Here, you might say that ticket A is twice the "size" of ticket B. There's some idealised ticket with size "1" against which all others are measured. This type of esimtate includes story points and task points. In some tellings, it also includes t-shirt sizes. I've heard folks say that these estimates should include "risk" in the estimate.

For these types of estimates, there's uncertainty between the estimates themselves; e.g. is task A twice the "size" of B, or is it only 1.5x the size with some extra thrown in to account for "risk". Risk is also often not well defined in these discussions. If you only use specific multiples (e.g. Fibonacci numbers), then you introduce quantization error. Despite defining these relative to an idealised task, team members usually develop private definitions that add to the overall uncertainty.

Despite these uncertainties, most teams find they finish a predictable [2] number of story points per week [3].

Estimate confidence

All of the above estimates incorporate uncertainty but do not make their uncertainty explicit. For example, "I'm 50% confident we can deliver to the customer by 2024-Oct-01" is a different estimate to "I'm 85% confident we can deliver to the customer by 2024-Oct-01". Personally, I would hesitate to give either estimate to a customer, but I'd prefer the later (assuming they cost the same to produce.)

This speaks to calibration. An estimator is calibrated when their probabilities consistently represent the future. That is, things with 50% confidence happen roughly 50% of the time, 80% confidence 80% of the time, and so on.

Confidence can easily change over time as developers learn more about the problem or their processes. For example, the depth of the queue, a tasks' position in the queue, and the queue order stability all affect a delivery date estimate.

Moving between different estimate types

We can convert most of these estimates into one another, but we have to accept model error when we do.

For example, if we know a task's position in our queue, the average cycle time, and the number of developers on the team, then we can create a delivery date estimate. We may have much lower confidence in the delivery date estimate, but we get it for free.

Similarly, given a tasks' relative size we can create rough estimates for the dev-time or cycle time. Dev-time can be roughly turned into cycle time by dividing by the expected number of developers and the number of hours we think a developer can work per day.

As mentioned, this introduces model errors. For example converting dev-time to cycle time as above assumes all of the developers work perfectly in parallel. If you only need a very imprecise estimate, this may be preferable to interrupting someone while they're working.

Why does this matter?

As a rule of thumb, having shared operational definitions helps a team communicate. If a project manager asks "how long will this take?", I answer "3 days", and I meant "cycle time" but they understood "lead time", then I'm probably going to burn some customer trust when I don't deliver the good 3 days from now.

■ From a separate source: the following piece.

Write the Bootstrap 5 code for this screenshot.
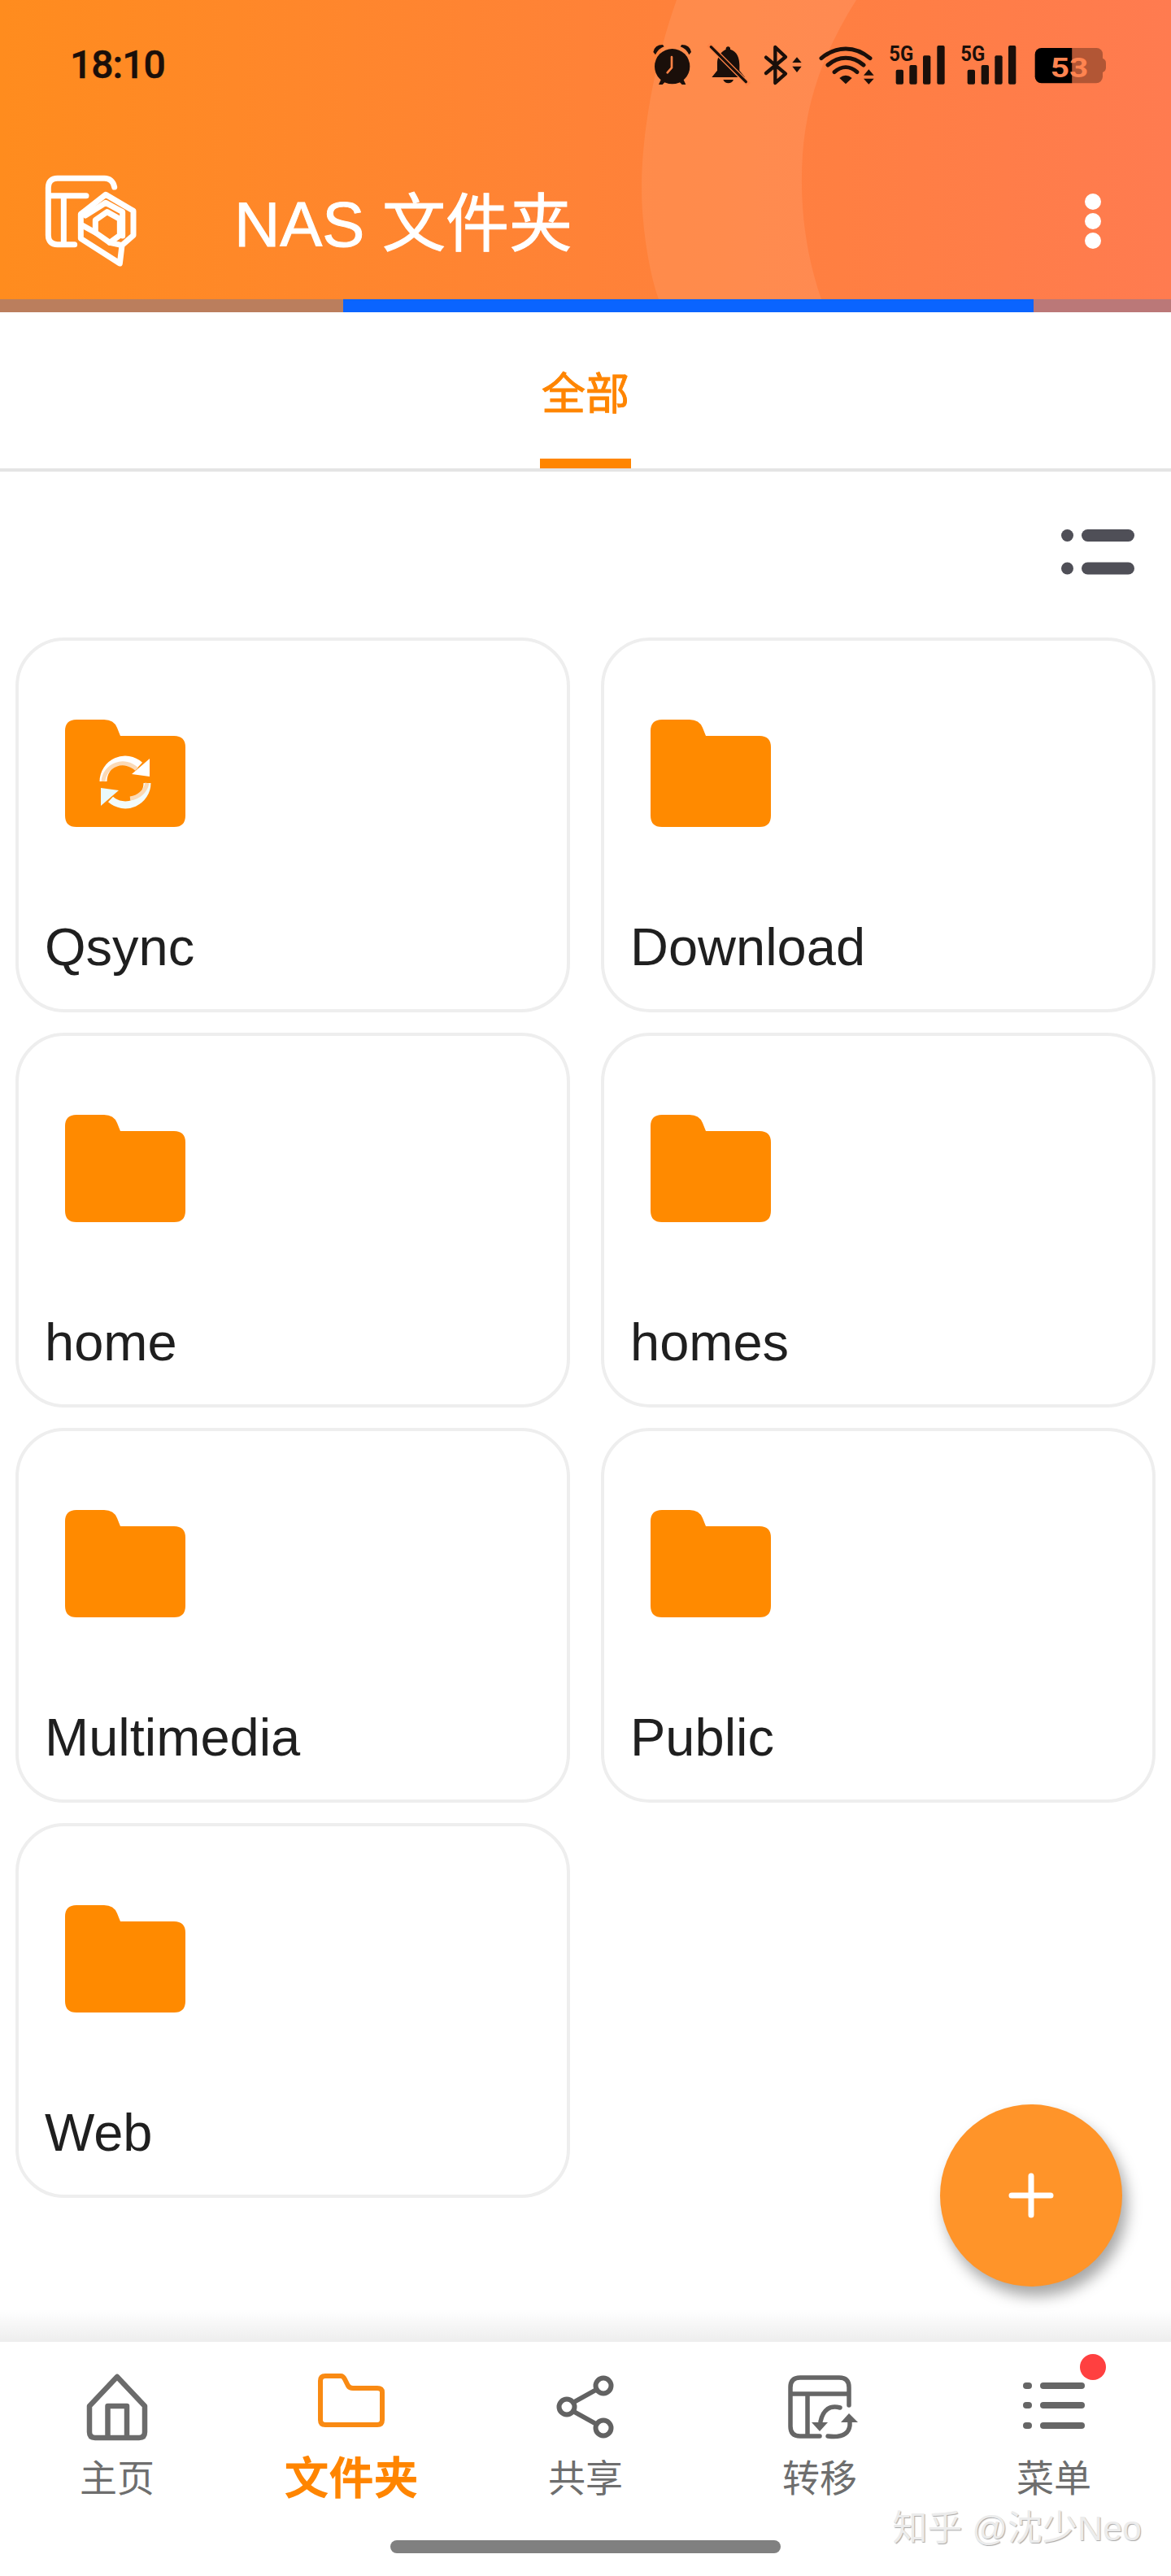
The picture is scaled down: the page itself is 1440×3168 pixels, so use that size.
<!DOCTYPE html>
<html lang="zh-CN">
<head>
    <meta charset="UTF-8">
    <meta name="viewport" content="width=device-width, initial-scale=1">
    <title>NAS 文件夹</title>
    <link href="https://cdn.jsdelivr.net/npm/bootstrap@5.3.0/dist/css/bootstrap.min.css" rel="stylesheet">
    <style>
        body {
            font-family: "Liberation Sans", "Noto Sans CJK SC", sans-serif;
            background-color: #fff;
            color: #1f1f1f;
        }
        .app-head {
            height: 384px;
            background: linear-gradient(90deg, #ff8c1e 0%, #ff8237 50%, #ff7b50 100%);
            overflow: hidden;
        }
        .head-arc { top: 0; left: 0; }
        .status-row { height: 160px; padding: 0 70px 0 86px; }
        .status-time { font-family: Roboto, sans-serif; font-weight: 500; font-size: 48px; color: #1a0f0a; letter-spacing: -1px; -webkit-text-stroke: .5px #1a0f0a; }
        .tool-row { height: 208px; padding: 16px 86px 0 40px; }
        .tool-logo { margin-top: -4px; }
        .tool-title { margin: 8px 0 0 98px; font-size: 78px; line-height: 1; color: #fff; -webkit-text-stroke: 1px #fff; }
        .tool-dot { width: 20px; height: 20px; background-color: #fff; }
        .load-bar { height: 16px; }
        .load-a { width: 422px; background-color: #bb7e5d; }
        .load-b { width: 849px; background-color: #0a64ff; }
        .load-c { width: 169px; background-color: #bb7878; }
        .tab-row { height: 196px; border-bottom: 4px solid #e4e4e4; }
        .tab-item {
            width: 112px; height: 192px; padding-top: 71px;
            border-bottom: 12px solid #ff8500;
            color: #ff8500; font-size: 54px; line-height: 60px; white-space: nowrap;
            -webkit-text-stroke: 1px #ff8500;
        }
        .view-row { height: 204px; padding: 71px 45px 0 0; }
        .folder-grid { display: grid; grid-template-columns: 682px 682px; column-gap: 38px; row-gap: 25px; padding: 0 19px; }
        .folder-card { height: 461px; border: 4px solid #eeeeee; border-radius: 60px; padding: 97px 0 0 32px; }
        .folder-icon { margin-left: 25px; display: block; }
        .folder-name { margin-top: 108px; font-size: 65px; line-height: 80px; color: #1f1f1f; }
        .fab {
            width: 224px; height: 224px; right: 60px; bottom: 68px;
            background-color: #ff9429; border: 0;
            box-shadow: 6px 12px 18px rgba(0, 0, 0, .35);
        }
        .bottom-nav { height: 288px; padding-top: 30px; background-color: #fff; }
        .bottom-nav::before {
            content: ""; position: absolute; left: 0; right: 0; top: -40px; height: 40px;
            background: linear-gradient(180deg, rgba(0, 0, 0, 0), rgba(0, 0, 0, .07));
        }
        .nav-cell { width: 288px; }
        .nav-pic { width: 100px; height: 100px; }
        .nav-label { margin-top: 10px; font-size: 46px; line-height: 56px; color: #6e6e6e; white-space: nowrap; }
        .nav-label-on { font-size: 55px; font-weight: 700; color: #ff8500; }
        .nav-alert { width: 32px; height: 32px; left: 82px; top: -15px; background-color: #ff4040; }
        .home-pill { width: 480px; height: 16px; margin-top: 48px; background-color: #808080; }
        .mark-text {
            right: 36px; bottom: 34px; font-size: 43px; line-height: 50px; white-space: nowrap;
            color: #ececec; text-shadow: 1px 1px 1px #a8a8a8;
        }
    </style>
</head>
<body class="d-flex flex-column min-vh-100">

<svg width="0" height="0" class="position-absolute">
    <symbol id="folder" viewBox="0 0 148 132">
        <path fill="#ff8a00" d="M14 0H48Q60 0 64 10L68 20H134Q148 20 148 34V118Q148 132 134 132H14Q0 132 0 118V14Q0 0 14 0Z"/>
    </symbol>
</svg>

<header class="app-head position-relative flex-shrink-0">
    <svg class="head-arc position-absolute" width="1440" height="368" viewBox="0 0 1440 368">
        <path fill="#fff" fill-opacity=".085" d="M832 0C800 90 785 190 790 260C793 300 800 340 810 368H1010C990 310 983 250 987 190C992 120 1015 60 1053 0Z"/>
    </svg>
    <div class="status-row d-flex justify-content-between align-items-center position-relative">
        <span class="status-time">18:10</span>
        <svg width="580" height="80" viewBox="0 0 1740 240">
            <g fill="#1a0f0a" stroke="none">
                <!-- alarm -->
                <circle cx="110" cy="125" r="65"/>
                <path d="M40 72Q45 45 75 45L80 52Q60 58 48 82Z"/>
                <path d="M180 72Q175 45 145 45L140 52Q160 58 172 82Z"/>
                <path d="M70 170L60 192H74L88 178Z"/>
                <path d="M150 170L160 192H146L132 178Z"/>
                <path d="M108 90V130L92 148" fill="none" stroke="#ff8245" stroke-width="8" stroke-linecap="round"/>
                <!-- bell off -->
                <path d="M316 52a8 8 0 0 1 8 10C350 70 358 95 358 120V140L378 165H256L276 140V112C276 90 290 70 308 62a8 8 0 0 1 8-10Z"/>
                <path d="M298 174H336Q330 187 317 187Q304 187 298 174Z"/>
                <path d="M244 44L392 192" fill="none" stroke="#ff8245" stroke-width="18"/>
                <path d="M253 53L382 182" fill="none" stroke="#1a0f0a" stroke-width="10" stroke-linecap="round"/>
                <!-- bluetooth -->
                <path d="M456 92L528 152L490 186V54L528 90L456 150" fill="none" stroke="#1a0f0a" stroke-width="13" stroke-linejoin="round" stroke-linecap="round"/>
                <path d="M553 111L570 91L587 111Z"/>
                <path d="M553 125L570 147L587 125Z"/>
                <!-- wifi -->
                <path d="M660 95C715 48 785 48 840 95" fill="none" stroke="#1a0f0a" stroke-width="15" stroke-linecap="round"/>
                <path d="M684 120C725 85 775 85 816 120" fill="none" stroke="#1a0f0a" stroke-width="15" stroke-linecap="round"/>
                <path d="M708 146C735 122 765 122 792 146" fill="none" stroke="#1a0f0a" stroke-width="15" stroke-linecap="round"/>
                <path d="M727 168Q750 148 773 168L750 190Z"/>
                <path d="M816 158L835 136L854 158Z"/>
                <path d="M816 170L835 191L854 170Z"/>
                <!-- signal 1 -->
                <rect x="935" y="137" width="28" height="54" rx="6"/>
                <rect x="985" y="120" width="28" height="71" rx="6"/>
                <rect x="1035" y="85" width="28" height="106" rx="6"/>
                <rect x="1087" y="48" width="28" height="143" rx="6"/>
                <!-- signal 2 -->
                <rect x="1199" y="137" width="28" height="54" rx="6"/>
                <rect x="1250" y="120" width="28" height="71" rx="6"/>
                <rect x="1300" y="85" width="28" height="106" rx="6"/>
                <rect x="1350" y="48" width="28" height="143" rx="6"/>
                <!-- battery -->
                <path d="M1585 57H1472A24 24 0 0 0 1448 81V163A24 24 0 0 0 1472 187H1585Z" fill="#000"/>
                <path d="M1585 57H1676A22 22 0 0 1 1698 79V163A24 24 0 0 1 1674 187H1585Z" fill="#000" fill-opacity=".3"/>
                <path d="M1698 95Q1710 100 1710 112V130Q1710 142 1698 147Z" fill="#000" fill-opacity=".3"/>
            </g>
            <g font-family="Roboto, sans-serif" font-weight="700" fill="#1a0f0a" font-size="80">
                <text x="910" y="105" textLength="90" lengthAdjust="spacingAndGlyphs">5G</text>
                <text x="1174" y="105" textLength="90" lengthAdjust="spacingAndGlyphs">5G</text>
            </g>
            <text x="1505" y="164" font-family="Roboto, sans-serif" font-weight="700" font-size="100" fill="#ff8450" textLength="140" lengthAdjust="spacingAndGlyphs">53</text>
        </svg>
    </div>
    <div class="tool-row d-flex align-items-center position-relative">
        <svg class="tool-logo flex-shrink-0" width="150" height="140" viewBox="0 0 450 420" fill="none" stroke="#fff" stroke-width="21" stroke-linecap="round" stroke-linejoin="round">
            <path d="M302 90C298 70 285 58 265 58H92C70 58 58 70 58 92V268C58 290 70 302 92 302H155"/>
            <path d="M60 122H198M115 122V298"/>
            <path d="M270 118L372 178V268L330 305L322 372L178 280V190Z"/>
            <path d="M195 195L270 148L332 182V270"/>
            <path d="M232 258V212L275 182L322 208V268L285 295Z"/>
            <path d="M185 232L232 258M285 295L330 305"/>
        </svg>
        <div class="tool-title flex-grow-1">NAS 文件夹</div>
        <div class="d-flex flex-column gap-1 flex-shrink-0">
            <span class="tool-dot rounded-circle d-block"></span>
            <span class="tool-dot rounded-circle d-block"></span>
            <span class="tool-dot rounded-circle d-block"></span>
        </div>
    </div>
    <div class="load-bar d-flex position-relative">
        <div class="load-a"></div>
        <div class="load-b"></div>
        <div class="load-c"></div>
    </div>
</header>

<div class="tab-row d-flex justify-content-center flex-shrink-0">
    <div class="tab-item text-center">全部</div>
</div>

<main class="position-relative flex-grow-1">
    <div class="view-row d-flex justify-content-end">
        <svg width="90" height="56" viewBox="0 0 90 56" fill="#4f4f57">
            <circle cx="7.5" cy="7.5" r="7.5"/>
            <rect x="25" y="0" width="65" height="15" rx="7.5"/>
            <circle cx="7.5" cy="48" r="7.5"/>
            <rect x="25" y="40.5" width="65" height="15" rx="7.5"/>
        </svg>
    </div>

    <div class="folder-grid">
        <div class="card folder-card">
            <svg class="folder-icon" width="148" height="132" viewBox="0 0 148 132">
                <use href="#folder"/>
                <path d="M47 76A27 27 0 0 1 92 56" fill="none" stroke="#fff" stroke-width="9"/>
                <path d="M47 76A24 24 0 0 1 88 61" fill="none" stroke="#fbd9b5" stroke-width="5"/>
                <path d="M104 48V70L82 67Z" fill="#fff"/>
                <path d="M101 78A27 27 0 0 1 56 98" fill="none" stroke="#f2fbfc" stroke-width="9"/>
                <path d="M101 78A24 24 0 0 1 80 97" fill="none" stroke="#fbd9b5" stroke-width="5"/>
                <path d="M44 106V84L66 87Z" fill="#eaf9fb"/>
            </svg>
            <div class="folder-name">Qsync</div>
        </div>
        <div class="card folder-card">
            <svg class="folder-icon" width="148" height="132"><use href="#folder"/></svg>
            <div class="folder-name">Download</div>
        </div>
        <div class="card folder-card">
            <svg class="folder-icon" width="148" height="132"><use href="#folder"/></svg>
            <div class="folder-name">home</div>
        </div>
        <div class="card folder-card">
            <svg class="folder-icon" width="148" height="132"><use href="#folder"/></svg>
            <div class="folder-name">homes</div>
        </div>
        <div class="card folder-card">
            <svg class="folder-icon" width="148" height="132"><use href="#folder"/></svg>
            <div class="folder-name">Multimedia</div>
        </div>
        <div class="card folder-card">
            <svg class="folder-icon" width="148" height="132"><use href="#folder"/></svg>
            <div class="folder-name">Public</div>
        </div>
        <div class="card folder-card">
            <svg class="folder-icon" width="148" height="132"><use href="#folder"/></svg>
            <div class="folder-name">Web</div>
        </div>
    </div>

    <button type="button" class="fab btn rounded-circle position-absolute d-flex align-items-center justify-content-center p-0">
        <svg width="56" height="56" viewBox="0 0 56 56" stroke="#fff" stroke-width="7" stroke-linecap="round">
            <path d="M4 28H52M28 4V52"/>
        </svg>
    </button>
</main>

<nav class="bottom-nav position-relative flex-shrink-0">
    <div class="d-flex">
        <div class="nav-cell d-flex flex-column align-items-center">
            <svg class="nav-pic" viewBox="0 0 100 100" fill="none" stroke="#6b6b6b" stroke-width="6.5" stroke-linejoin="round">
                <path d="M50 13L16 49V81Q16 88 23 88H77Q84 88 84 81V49Z"/>
                <path d="M38.5 88V49H62V88"/>
            </svg>
            <div class="nav-label">主页</div>
        </div>
        <div class="nav-cell d-flex flex-column align-items-center">
            <svg class="nav-pic" viewBox="0 0 100 100" fill="none" stroke="#f98a13" stroke-width="6" stroke-linejoin="round">
                <path d="M12 18Q12 12 18 12H37Q40 12 42 16L46 24Q48 27 52 27H82Q88 27 88 32V66Q88 72 82 72H18Q12 72 12 66Z"/>
            </svg>
            <div class="nav-label nav-label-on">文件夹</div>
        </div>
        <div class="nav-cell d-flex flex-column align-items-center">
            <svg class="nav-pic" viewBox="0 0 100 100" fill="none" stroke="#626262" stroke-width="6">
                <circle cx="72" cy="24" r="9.5"/>
                <circle cx="27" cy="50" r="9.5"/>
                <circle cx="72" cy="76" r="9.5"/>
                <path d="M36 44L63 29M36 56L63 71"/>
            </svg>
            <div class="nav-label">共享</div>
        </div>
        <div class="nav-cell d-flex flex-column align-items-center">
            <svg class="nav-pic" viewBox="0 0 100 100" fill="none" stroke="#666" stroke-width="5.5">
                <path d="M86 48V26Q86 14 74 14H26Q14 14 14 26V74Q14 86 26 86H50" stroke-linecap="round"/>
                <path d="M14 34H86M35 34V86"/>
                <path d="M75 51Q56 46 51 68" stroke-linecap="round"/>
                <path d="M40 69H60L50 80Z" fill="#666" stroke="none"/>
                <path d="M87 68V73Q85 89 60 86" stroke-linecap="round"/>
                <path d="M76 69H97L86 58Z" fill="#666" stroke="none"/>
            </svg>
            <div class="nav-label">转移</div>
        </div>
        <div class="nav-cell d-flex flex-column align-items-center">
            <div class="nav-pic position-relative">
                <svg class="nav-pic d-block" viewBox="0 0 100 100" fill="#666">
                    <rect x="12" y="20" width="11" height="8" rx="4"/>
                    <rect x="33" y="20" width="55" height="8" rx="4"/>
                    <rect x="12" y="44" width="11" height="8" rx="4"/>
                    <rect x="33" y="44" width="55" height="8" rx="4"/>
                    <rect x="12" y="69" width="11" height="8" rx="4"/>
                    <rect x="33" y="69" width="55" height="8" rx="4"/>
                </svg>
                <span class="nav-alert rounded-circle position-absolute"></span>
            </div>
            <div class="nav-label">菜单</div>
        </div>
    </div>
    <div class="home-pill rounded-pill mx-auto"></div>
    <div class="mark-text position-absolute">知乎 @沈少Neo</div>
</nav>

<script src="https://cdn.jsdelivr.net/npm/bootstrap@5.3.0/dist/js/bootstrap.bundle.min.js"></script>
</body>
</html>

Similarly, if we use delivery dates to calculate return on invested capital, that will inflate the apparent cost. There may be a significant amount of time working on higher-value projects before starting on the given project. That'll throw off decisions about what projects have the highest business value.

Conclusion

There are different types of estimates, each with different strengths and weaknesses. If you're having trouble with estimates, it's worth checking you're all talkng about the same thing.

Footnotes

[1]	And they all work for the full 5 hours

[2]	Here, I mean predictable in the same sense that we use in statistical process control: The measure shows only routine variation, so it will consistently fall within the computed limits. Predicting more narrowly than those limits is usually folly.

[3]	This is less remarkable than it first seems, since most teams also deliver a predictable number of stories per week, so `E[StoryPoints/week] = E[StoryPoints/Story] * E[Stories/Week]` (i.e. they're sort-of measuring the same thing.)